The (bad) reason for this, iirc, is that when I was creating this I was reading through other notify implementations in other languages, and some did just that, for simplicity perhaps. I think the logic went like: 1) glob $path/**, 2) Filter for dirs, 3) Add watches. Which, uh, is pretty close to what we do. But I do agree it should be changed.

I agree completely. I've also seen this be done in other implementations and I probably would've done the same thing. It's just that this issue made me question whether perhaps there's a better way. Then again, perhaps they do it this way for a good reason? Perhaps there are some problems down the line. That said, I think having behavior switches like ::Live and ::Static would be a good way to go about it. That way users can choose whichever way they prefer.
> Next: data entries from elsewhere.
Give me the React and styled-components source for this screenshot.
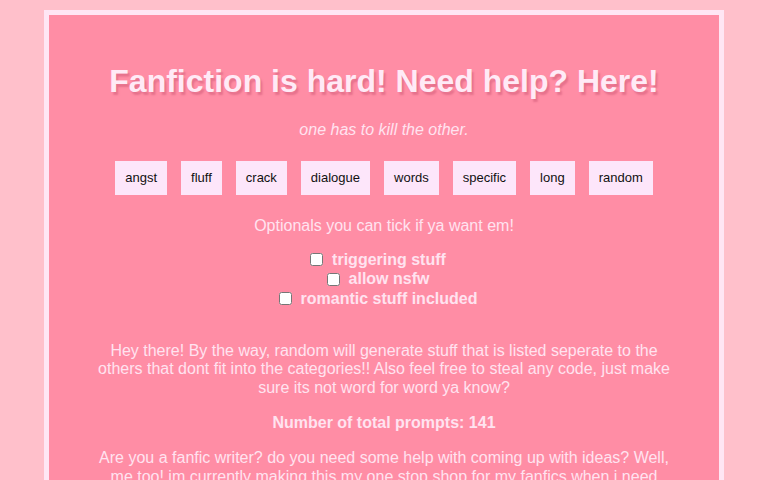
import React from "react";
import styled, { createGlobalStyle } from "styled-components";

const GlobalStyle = createGlobalStyle`
  body {
    margin: 0;
    background: #ffc0cb;
    font-family: "Liberation Sans", Arial, sans-serif;
  }
`;

const categories = [
  "angst",
  "fluff",
  "crack",
  "dialogue",
  "words",
  "specific",
  "long",
  "random",
];

const options = ["triggering stuff", "allow nsfw", "romantic stuff included"];

export default function App() {
  return (
    <>
      <GlobalStyle />
      <Card>
        <Title>Fanfiction is hard! Need help? Here!</Title>
        <Tagline>one has to kill the other.</Tagline>
        <ButtonRow>
          {categories.map((c) => (
            <PromptButton key={c}>{c}</PromptButton>
          ))}
        </ButtonRow>
        <Hint>Optionals you can tick if ya want em!</Hint>
        <Options>
          {options.map((o) => (
            <Option key={o}>
              <input type="checkbox" />
              <span>{o}</span>
            </Option>
          ))}
        </Options>
        <Text>
          Hey there! By the way, random will generate stuff that is listed
          seperate to the others that dont fit into the categories!! Also feel
          free to steal any code, just make sure its not word for word ya know?
        </Text>
        <Count>Number of total prompts: 141</Count>
        <Text>
          Are you a fanfic writer? do you need some help with coming up with
          ideas? Well, me too! im currently making this my one stop shop for my
          fanfics when i need inspiration, so expect it to grow!
        </Text>
      </Card>
    </>
  );
}

const Card = styled.div`
  width: 680px;
  margin: 10px auto 0;
  border: 5px solid #ffe6f4;
  border-bottom: none;
  background: #ff8da5;
  color: #ffe3f0;
  padding: 0 48px 40px;
  box-sizing: border-box;
  text-align: center;
`;

const Title = styled.h1`
  margin: 46px -20px 0;
  font-size: 32px;
  line-height: 40px;
  font-weight: 700;
  white-space: nowrap;
  color: #ffeaf6;
  text-shadow: 2px 3px 2px #e6718c;
`;

const Tagline = styled.p`
  margin: 20px 0 0;
  font-size: 16px;
  line-height: 18px;
  font-style: italic;
`;

const ButtonRow = styled.div`
  display: flex;
  justify-content: center;
  gap: 14px;
  margin-top: 22px;
`;

const PromptButton = styled.button`
  border: none;
  background: #fde6fa;
  color: #111;
  font-family: "Liberation Sans", Arial, sans-serif;
  font-size: 13px;
  line-height: 14px;
  padding: 10px;
  cursor: pointer;
`;

const Hint = styled.p`
  margin: 22px 0 0;
  font-size: 16px;
  line-height: 18px;
`;

const Options = styled.div`
  margin-top: 15px;
  display: flex;
  flex-direction: column;
  align-items: center;
`;

const Option = styled.label`
  display: flex;
  align-items: center;
  height: 19.5px;
  padding-right: 12px;
  font-size: 16px;
  font-weight: 700;

  input {
    margin: 0 9px 0 0;
    width: 13px;
    height: 13px;
  }
`;

const Text = styled.p`
  margin: 33px 0 0;
  font-size: 16px;
  line-height: 18.5px;
`;

const Count = styled.p`
  margin: 17px 0 17px;
  font-size: 16px;
  line-height: 18px;
  font-weight: 700;

  & + p {
    margin-top: 0;
  }
`;
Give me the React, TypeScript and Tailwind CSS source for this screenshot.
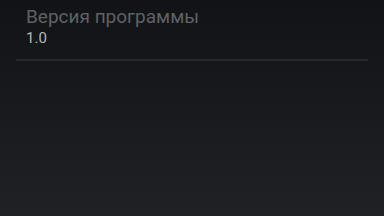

Does this also concern other backends? I'd think it does.

Yup. I labeled this one os-linux since this particular issue (unable to unwatch recursive watches) seems to affect the inotify back-end. I couldn't find any mention of recursive watches in the source files for the other back-ends.

I agree with your ideas, perhaps they should go into its own separate tracking issue so everyone can join in on the discussion, since it's not specific to inotify as you say. That way we could also track progress towards that goal.

I agree that perhaps we should slim down the amount of work the back-ends do. It seems like it's very possible for the implementations to diverge easily in quality and features, which is already very possible given the nature of this project in trying to normalize these very os-dependent features, and is perhaps further compounded when each back-end seems to need to recreate its own book-keeping etc. I'm not sure to what extent we can avoid that though. Perhaps we can learn something from std, for example how it handles fs::Metadata even though the underlying types are system-dependent.

Also I agree that it would be nice to have some optional debouncing functionality. I've seen other notification libraries in other languages include this. Currently it seems like everyone's forced to do it on their end.